Notwithstanding the contradictory nature of these later experiences, as if to show that history is not always totally a history of horrors against the fate of the masses we honor the Paris Commune as a beacon of the coming world proletarian revolution. It is just for that reason that Karl Marx fought tooth and nail in the First International to defend it against the rage of capitalist Europe. It is one of our peaks. The Commune also presented in embryo the first post-1848 Revolution instance of what was later characterized by Lenin at the beginning of World War I as the crisis of revolutionary leadership of the international labor movement. So this question that after Lenin's death preoccupied Trotsky for much of the later part of his life really has a much longer lineage that I had previously recognized. Unfortunately, as we are too painfully aware that question is still to be resolved. Therefore, even at this great remove, it is necessary to learn the lessons of that experience in facing today's crisis of leadership in the international labor movement.
As a final thought, I note that in the preface to this edition that the editors have given their own view about the lessons to be learned from the experience of the Paris Commune.

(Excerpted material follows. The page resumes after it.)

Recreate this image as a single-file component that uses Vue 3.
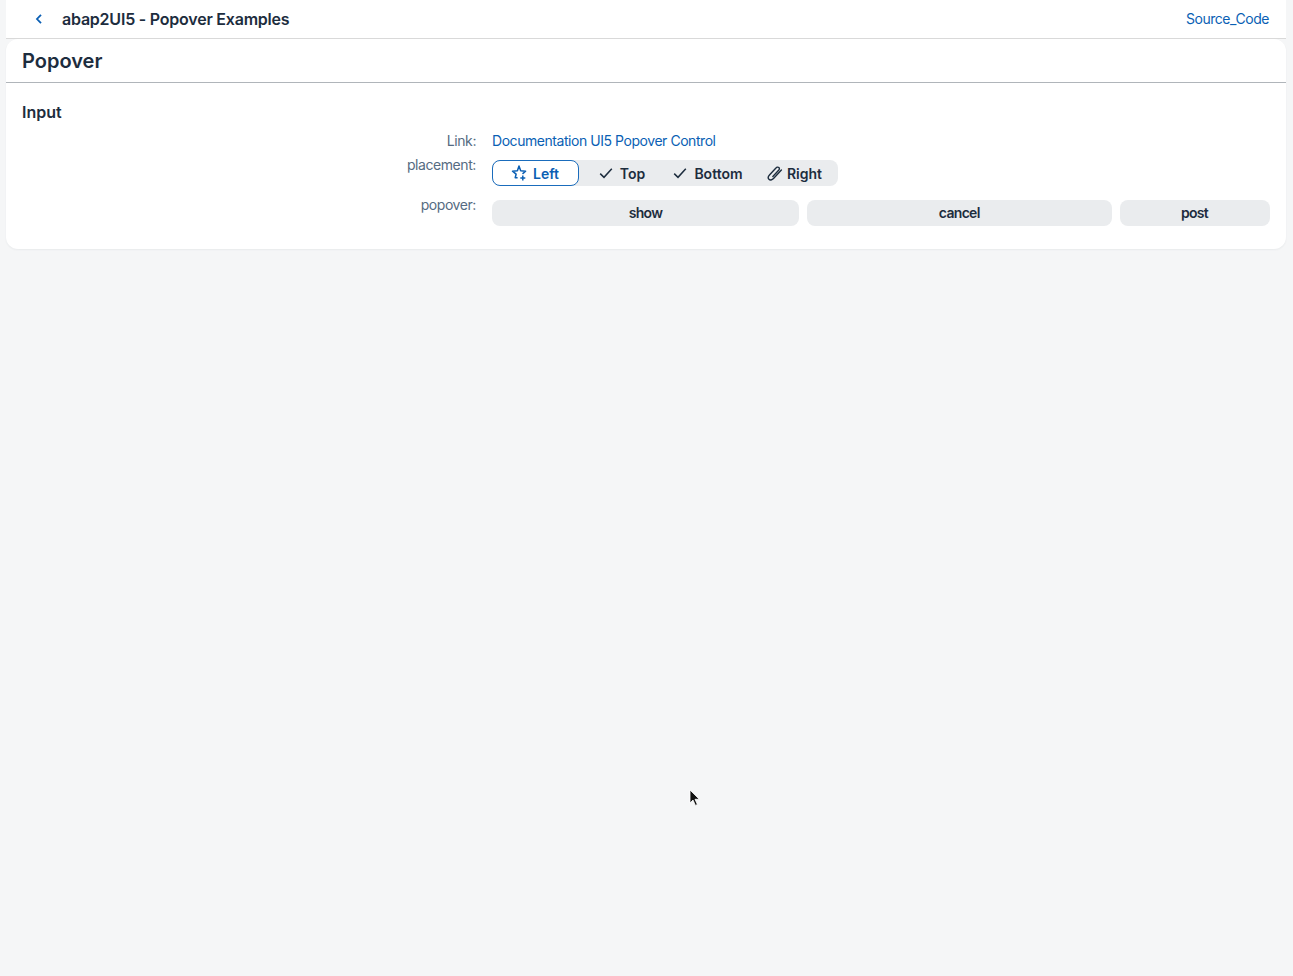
<template>
  <div class="page">
    <header class="top-bar">
      <button class="back" aria-label="Back">
        <svg width="12" height="12" viewBox="0 0 12 12"><path d="M8 1.800 4 6l4 4.200" fill="none" stroke="#0a5fb4" stroke-width="1.8" /></svg>
      </button>
      <span class="app-title">abap2UI5 - Popover Examples</span>
      <a class="link source">Source_Code</a>
    </header>

    <section class="card">
      <h1 class="page-title">Popover</h1>
      <div class="body">
        <h2 class="form-title">Input</h2>
        <div class="form">
          <label class="lbl lbl-link">Link:</label>
          <a class="link doc">Documentation UI5 Popover Control</a>

          <label class="lbl">placement:</label>
          <div class="segmented">
            <button v-for="item in placements" :key="item.text" class="seg" :class="[item.cls, { active: item.active }]">
              <svg v-if="item.icon === 'star'" class="ico" width="18" height="18" viewBox="0 0 18 18" fill="none" stroke="#0a5fb4" stroke-width="1.500">
                <path d="M7.600 13.700H5.200l.9-3.500-3.600-3 4.900-.5L9 2l1.700 4.700 4.900.5-3.100 2.700" stroke-linejoin="round" />
                <path d="M12.800 11.600v5M10.300 14.100h5" />
              </svg>
              <svg v-else-if="item.icon === 'check'" class="ico" width="14" height="14" viewBox="0 0 14 14" fill="none" stroke="#1d2d3e" stroke-width="1.500">
                <path d="M1.200 7.600 5 11.300l7.800-8.600" />
              </svg>
              <svg v-else class="ico" width="16" height="17" viewBox="0 0 15 16" fill="none" stroke="#1d2d3e" stroke-width="1.300">
                <path d="M5.500 10.800 10.900 5c.8-.9.9-1.900.2-2.600s-1.900-.5-2.700.4L2.500 9.100c-1.500 1.600-1.700 3.400-.7 4.400s2.800.8 4.300-.8l7.400-8" stroke-linecap="round" stroke-linejoin="round" />
              </svg>
              <span>{{ item.text }}</span>
            </button>
          </div>

          <label class="lbl">popover:</label>
          <div class="actions">
            <button v-for="label in actions" :key="label" class="action">{{ label }}</button>
          </div>
        </div>
      </div>
    </section>

    <svg class="cursor" width="12" height="18" viewBox="0 0 12 18">
      <path d="M1 1v13l3-3 2.400 5.400 2-.9L6 10.300h4.300z" fill="#111" stroke="#fff" stroke-width=".8" />
    </svg>
  </div>
</template>

<script setup>
const placements = [
  { text: 'Left', icon: 'star', cls: 'seg-left', active: true },
  { text: 'Top', icon: 'check', cls: 'seg-top' },
  { text: 'Bottom', icon: 'check', cls: 'seg-bottom' },
  { text: 'Right', icon: 'clip', cls: 'seg-right' }
]

const actions = ['show', 'cancel', 'post']
</script>

<style>
html,
body {
  margin: 0;
  background: #f5f6f7;
}
</style>

<style scoped>
.page {
  position: relative;
  height: 976px;
  padding: 0 7px 0 6px;
  box-sizing: border-box;
  background: #f5f6f7;
  font-family: Inter, "Noto Sans", sans-serif;
  font-size: 14px;
  color: #1d2d3e;
  overflow: hidden;
}

.top-bar {
  display: flex;
  align-items: center;
  height: 39px;
  padding: 0 17px 1px 27px;
  background: #fff;
  border-bottom: 1px solid #d9d9d9;
  box-sizing: border-box;
}

.back {
  display: flex;
  width: 12px;
  height: 12px;
  padding: 0;
  border: 0;
  background: none;
}

.app-title {
  margin-left: 17px;
  font-size: 16px;
  font-weight: 600;
  letter-spacing: -0.22px;
}

.link {
  color: #0a5fb4;
  font-size: 14px;
  letter-spacing: -0.45px;
}

.source {
  margin-left: auto;
}

.card {
  height: 210px;
  background: #fff;
  border-radius: 12px;
  box-shadow: 0 1px 2px rgba(34, 53, 72, 0.06);
}

.page-title {
  margin: 0;
  height: 44px;
  padding-left: 16px;
  box-sizing: border-box;
  border-bottom: 1px solid #b0b5ba;
  font-size: 20px;
  font-weight: 600;
  line-height: 44px;
}

.body {
  padding: 20px 16px 0;
}

.form-title {
  margin: 0;
  font-size: 16px;
  font-weight: 600;
  line-height: 19px;
}

.form {
  display: grid;
  grid-template-columns: 454px 778px;
  column-gap: 16px;
  margin-top: 1px;
}

.lbl {
  margin-top: -4px;
  color: #556b82;
  font-size: 14px;
  letter-spacing: -0.42px;
  line-height: 17px;
  text-align: right;
}

.lbl-link {
  margin-top: 0;
  padding-top: 9px;
}

.doc {
  padding-top: 9px;
  line-height: 17px;
  height: 37px;
  box-sizing: border-box;
}

.segmented {
  display: flex;
  align-items: center;
  width: 346px;
  height: 26px;
  margin-bottom: 14px;
  border-radius: 8px;
  background: #eaecee;
}

.seg {
  display: flex;
  align-items: center;
  justify-content: center;
  height: 26px;
  padding: 0;
  border: 0;
  background: none;
  color: #1d2d3e;
  font: 600 14px Inter, "Noto Sans", sans-serif;
}

.ico {
  flex: none;
}

.seg-left {
  width: 87px;
  padding-right: 2px;
  gap: 5px;
  box-sizing: border-box;
  border: 1px solid #1a6cbc;
  border-radius: 8px;
  background: #fff;
  color: #0a5fb4;
}

.seg-top {
  width: 74px;
  margin-left: 6px;
  gap: 7px;
}

.seg-bottom {
  width: 98px;
  gap: 7px;
}

.seg-right {
  width: 75px;
  gap: 4px;
}

.actions {
  display: grid;
  grid-template-columns: 307px 305.500px 150px;
  column-gap: 7.500px;
}

.action {
  height: 26px;
  padding: 0 0 2px;
  border: 0;
  border-radius: 8px;
  background: #eaecee;
  color: #1d2d3e;
  font: 600 14px Inter, "Noto Sans", sans-serif;
  letter-spacing: -0.7px;
}

.cursor {
  position: absolute;
  left: 689px;
  top: 789px;
}
</style>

Although virtually every page of Lissagaray's account drips with examples of the necessity of a vanguard party the editors' view negates that necessity. While we can argue until hell freezes over, and should, about the form that a future socialist state will take one would think that there should be no dispute on that necessity at this late date in history. In any case read this important work (including the above-mentioned provocative preface) as it tells the tale of an important part of our working class history.